DAY OF THE BOMB: Countdown to Hiroshima

By

Pub Date: Nov. 18th, 1985
Publisher: McGraw-Hill

A documentary story of the military and diplomatic decision-making that led to the creation and the use of the first atomic bomb. Kurzman (Ben Gurion, Subversion of the Innocents) uses the narrative technique of Jim Bishop in ""The Day. . .""-type books. The result is a lively rendition in counterpoint of these historic years. The broad story is well-known. What Kurzman gives us is some of the thoughts and dialogues, recently released from the archives of General Groves, who was in charge of the Manhattan Project, and some new material from the papers of James Byrnes, Harry Truman, and Leo Szilard, one of the physicists who was instrumental in convincing Roosevelt to spend two billion dollars on the project, but who later then led a petition fight once Germany surrendered to keep the US from using the weapon against Japan.
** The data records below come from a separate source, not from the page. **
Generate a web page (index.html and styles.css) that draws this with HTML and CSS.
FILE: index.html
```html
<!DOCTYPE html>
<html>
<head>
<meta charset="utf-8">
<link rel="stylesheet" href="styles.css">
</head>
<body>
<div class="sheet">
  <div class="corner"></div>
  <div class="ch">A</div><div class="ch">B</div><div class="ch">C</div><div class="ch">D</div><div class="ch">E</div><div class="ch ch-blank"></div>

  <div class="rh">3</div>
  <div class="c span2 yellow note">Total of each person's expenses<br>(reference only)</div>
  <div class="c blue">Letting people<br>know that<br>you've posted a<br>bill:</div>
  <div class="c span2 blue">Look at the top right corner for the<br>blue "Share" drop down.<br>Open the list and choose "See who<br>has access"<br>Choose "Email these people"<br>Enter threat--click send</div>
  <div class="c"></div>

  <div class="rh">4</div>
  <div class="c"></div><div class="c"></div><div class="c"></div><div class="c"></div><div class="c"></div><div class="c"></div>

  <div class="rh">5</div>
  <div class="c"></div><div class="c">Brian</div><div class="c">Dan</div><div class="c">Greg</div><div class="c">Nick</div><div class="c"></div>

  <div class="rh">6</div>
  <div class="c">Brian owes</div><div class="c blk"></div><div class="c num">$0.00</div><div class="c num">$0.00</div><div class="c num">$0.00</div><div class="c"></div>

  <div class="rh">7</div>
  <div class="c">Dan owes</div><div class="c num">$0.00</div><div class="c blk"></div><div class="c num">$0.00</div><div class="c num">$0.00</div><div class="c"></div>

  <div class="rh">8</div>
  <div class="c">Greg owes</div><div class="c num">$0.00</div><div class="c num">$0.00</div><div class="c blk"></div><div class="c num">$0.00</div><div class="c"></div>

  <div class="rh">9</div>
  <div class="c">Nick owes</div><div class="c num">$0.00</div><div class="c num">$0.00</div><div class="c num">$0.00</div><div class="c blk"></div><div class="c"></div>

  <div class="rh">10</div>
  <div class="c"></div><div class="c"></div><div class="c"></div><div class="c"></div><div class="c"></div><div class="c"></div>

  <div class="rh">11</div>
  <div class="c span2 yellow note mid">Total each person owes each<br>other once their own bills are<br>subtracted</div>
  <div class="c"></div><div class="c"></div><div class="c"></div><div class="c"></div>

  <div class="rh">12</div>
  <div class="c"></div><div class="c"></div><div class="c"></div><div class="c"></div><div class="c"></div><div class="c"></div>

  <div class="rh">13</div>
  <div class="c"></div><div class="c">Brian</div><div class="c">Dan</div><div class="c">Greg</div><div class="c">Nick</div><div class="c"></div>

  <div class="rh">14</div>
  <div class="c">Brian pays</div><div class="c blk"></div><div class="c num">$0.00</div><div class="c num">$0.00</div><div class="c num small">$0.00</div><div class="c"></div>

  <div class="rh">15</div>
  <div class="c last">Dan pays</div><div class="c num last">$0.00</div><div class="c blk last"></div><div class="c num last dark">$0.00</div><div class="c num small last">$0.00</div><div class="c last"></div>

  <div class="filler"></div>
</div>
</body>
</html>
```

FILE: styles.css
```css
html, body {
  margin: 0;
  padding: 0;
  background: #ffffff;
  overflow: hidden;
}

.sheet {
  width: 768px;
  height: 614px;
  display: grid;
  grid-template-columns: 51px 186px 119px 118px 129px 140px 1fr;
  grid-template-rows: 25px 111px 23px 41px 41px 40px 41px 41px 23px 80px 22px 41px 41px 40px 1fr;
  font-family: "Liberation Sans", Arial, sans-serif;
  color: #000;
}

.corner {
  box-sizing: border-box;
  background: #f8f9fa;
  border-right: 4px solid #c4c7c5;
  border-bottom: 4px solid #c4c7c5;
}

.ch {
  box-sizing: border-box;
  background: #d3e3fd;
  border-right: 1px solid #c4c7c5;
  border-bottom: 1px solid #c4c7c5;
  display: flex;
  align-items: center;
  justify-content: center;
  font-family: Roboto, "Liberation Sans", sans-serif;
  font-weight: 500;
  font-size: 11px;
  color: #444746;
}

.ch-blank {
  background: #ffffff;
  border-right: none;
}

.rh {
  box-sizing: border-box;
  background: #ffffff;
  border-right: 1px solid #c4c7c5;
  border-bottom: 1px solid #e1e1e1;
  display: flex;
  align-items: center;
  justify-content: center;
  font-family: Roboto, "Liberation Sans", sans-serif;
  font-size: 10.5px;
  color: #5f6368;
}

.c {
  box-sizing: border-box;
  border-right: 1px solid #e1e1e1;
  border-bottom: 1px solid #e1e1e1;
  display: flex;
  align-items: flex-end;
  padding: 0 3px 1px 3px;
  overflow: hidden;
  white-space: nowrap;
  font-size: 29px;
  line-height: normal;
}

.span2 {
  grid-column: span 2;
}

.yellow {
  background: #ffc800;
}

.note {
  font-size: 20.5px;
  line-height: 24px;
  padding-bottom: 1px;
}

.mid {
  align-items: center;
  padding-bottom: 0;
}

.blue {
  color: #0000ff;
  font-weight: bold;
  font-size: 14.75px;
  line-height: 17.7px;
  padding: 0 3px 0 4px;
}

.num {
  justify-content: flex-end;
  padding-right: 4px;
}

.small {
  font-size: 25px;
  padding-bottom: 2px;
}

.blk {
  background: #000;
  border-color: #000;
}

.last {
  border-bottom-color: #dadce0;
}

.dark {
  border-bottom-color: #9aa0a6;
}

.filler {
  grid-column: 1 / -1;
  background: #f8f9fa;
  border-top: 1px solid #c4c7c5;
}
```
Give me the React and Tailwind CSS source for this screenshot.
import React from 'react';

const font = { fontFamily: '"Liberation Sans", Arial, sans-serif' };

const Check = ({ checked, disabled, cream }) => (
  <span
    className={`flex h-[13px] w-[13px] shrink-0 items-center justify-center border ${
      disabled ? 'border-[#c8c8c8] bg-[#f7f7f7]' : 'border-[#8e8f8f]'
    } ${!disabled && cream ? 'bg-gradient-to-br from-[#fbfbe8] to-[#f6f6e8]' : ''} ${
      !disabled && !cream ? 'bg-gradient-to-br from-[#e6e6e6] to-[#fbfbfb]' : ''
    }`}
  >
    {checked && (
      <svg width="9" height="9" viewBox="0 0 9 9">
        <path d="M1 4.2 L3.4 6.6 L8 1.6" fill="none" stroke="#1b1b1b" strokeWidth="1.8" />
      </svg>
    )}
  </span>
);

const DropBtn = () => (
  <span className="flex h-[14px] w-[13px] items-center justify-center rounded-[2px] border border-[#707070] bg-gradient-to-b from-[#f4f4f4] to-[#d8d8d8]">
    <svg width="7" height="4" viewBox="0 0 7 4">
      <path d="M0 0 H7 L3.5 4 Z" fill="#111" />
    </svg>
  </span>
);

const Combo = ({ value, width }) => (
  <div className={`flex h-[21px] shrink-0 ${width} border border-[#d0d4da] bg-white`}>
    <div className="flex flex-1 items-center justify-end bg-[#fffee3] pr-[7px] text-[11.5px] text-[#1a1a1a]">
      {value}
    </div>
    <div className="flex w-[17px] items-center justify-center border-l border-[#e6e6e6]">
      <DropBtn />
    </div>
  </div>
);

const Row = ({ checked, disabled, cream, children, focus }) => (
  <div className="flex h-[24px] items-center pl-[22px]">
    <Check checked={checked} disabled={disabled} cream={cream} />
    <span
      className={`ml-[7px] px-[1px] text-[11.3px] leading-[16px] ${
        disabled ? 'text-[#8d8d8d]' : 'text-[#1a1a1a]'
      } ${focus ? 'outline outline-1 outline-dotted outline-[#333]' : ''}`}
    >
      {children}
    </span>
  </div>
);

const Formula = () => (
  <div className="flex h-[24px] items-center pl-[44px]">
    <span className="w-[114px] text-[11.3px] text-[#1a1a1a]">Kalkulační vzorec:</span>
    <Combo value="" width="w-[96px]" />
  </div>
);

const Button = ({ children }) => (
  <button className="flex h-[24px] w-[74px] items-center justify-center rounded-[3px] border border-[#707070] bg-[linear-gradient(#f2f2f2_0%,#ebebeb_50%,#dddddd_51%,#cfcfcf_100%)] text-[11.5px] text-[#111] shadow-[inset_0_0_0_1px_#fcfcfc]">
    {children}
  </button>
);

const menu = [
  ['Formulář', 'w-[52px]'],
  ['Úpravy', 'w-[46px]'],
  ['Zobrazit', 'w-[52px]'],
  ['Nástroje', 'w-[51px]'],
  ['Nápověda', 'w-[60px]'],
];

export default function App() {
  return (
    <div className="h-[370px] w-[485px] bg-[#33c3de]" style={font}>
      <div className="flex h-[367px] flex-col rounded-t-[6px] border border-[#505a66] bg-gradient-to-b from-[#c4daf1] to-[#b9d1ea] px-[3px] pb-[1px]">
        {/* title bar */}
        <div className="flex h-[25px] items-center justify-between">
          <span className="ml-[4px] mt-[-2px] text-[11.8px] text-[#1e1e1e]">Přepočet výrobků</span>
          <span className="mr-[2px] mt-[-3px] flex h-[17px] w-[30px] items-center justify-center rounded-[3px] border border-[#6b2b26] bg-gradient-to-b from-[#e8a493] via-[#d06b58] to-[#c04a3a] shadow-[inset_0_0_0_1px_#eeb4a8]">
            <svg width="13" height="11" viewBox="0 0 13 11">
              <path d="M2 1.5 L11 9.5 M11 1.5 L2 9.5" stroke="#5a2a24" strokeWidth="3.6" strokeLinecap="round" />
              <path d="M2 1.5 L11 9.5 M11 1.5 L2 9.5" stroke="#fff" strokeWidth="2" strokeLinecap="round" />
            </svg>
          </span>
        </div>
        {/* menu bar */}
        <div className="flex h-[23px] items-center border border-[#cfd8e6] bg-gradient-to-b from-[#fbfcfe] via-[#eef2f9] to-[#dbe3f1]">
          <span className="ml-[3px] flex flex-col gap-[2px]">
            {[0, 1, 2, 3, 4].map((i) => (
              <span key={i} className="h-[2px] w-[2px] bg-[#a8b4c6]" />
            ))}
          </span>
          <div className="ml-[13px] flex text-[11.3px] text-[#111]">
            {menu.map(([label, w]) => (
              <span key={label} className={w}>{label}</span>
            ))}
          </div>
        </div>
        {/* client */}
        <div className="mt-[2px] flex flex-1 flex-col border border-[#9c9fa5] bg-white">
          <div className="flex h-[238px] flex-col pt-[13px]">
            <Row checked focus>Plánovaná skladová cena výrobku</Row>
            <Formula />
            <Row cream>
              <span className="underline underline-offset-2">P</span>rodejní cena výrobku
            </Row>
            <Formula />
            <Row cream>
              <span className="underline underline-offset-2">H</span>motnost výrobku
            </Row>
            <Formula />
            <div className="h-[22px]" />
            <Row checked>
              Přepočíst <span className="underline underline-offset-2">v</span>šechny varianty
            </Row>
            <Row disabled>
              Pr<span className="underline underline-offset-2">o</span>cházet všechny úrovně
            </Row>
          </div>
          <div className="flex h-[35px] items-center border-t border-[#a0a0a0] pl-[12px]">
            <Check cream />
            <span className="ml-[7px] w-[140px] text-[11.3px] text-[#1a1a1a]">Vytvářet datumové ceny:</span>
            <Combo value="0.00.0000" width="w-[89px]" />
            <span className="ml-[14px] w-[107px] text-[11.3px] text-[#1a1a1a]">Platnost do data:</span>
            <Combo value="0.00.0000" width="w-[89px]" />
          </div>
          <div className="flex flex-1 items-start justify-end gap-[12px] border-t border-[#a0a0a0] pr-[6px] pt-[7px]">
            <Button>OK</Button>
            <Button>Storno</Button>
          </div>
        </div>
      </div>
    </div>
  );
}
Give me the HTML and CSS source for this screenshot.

Kurzman inserts a cruel irony into his documentary--returning again and again to a group of American prisoners of war who were held captive in Hiroshima Castle; most perished in the bombing. This is one of the more interesting books to have been written about the Bomb. The actual explosions take up only several pages, but the recounting of diplomatic negotiations and of the mind-set of some of the participants, such as General Groves, leaves the reader chilled.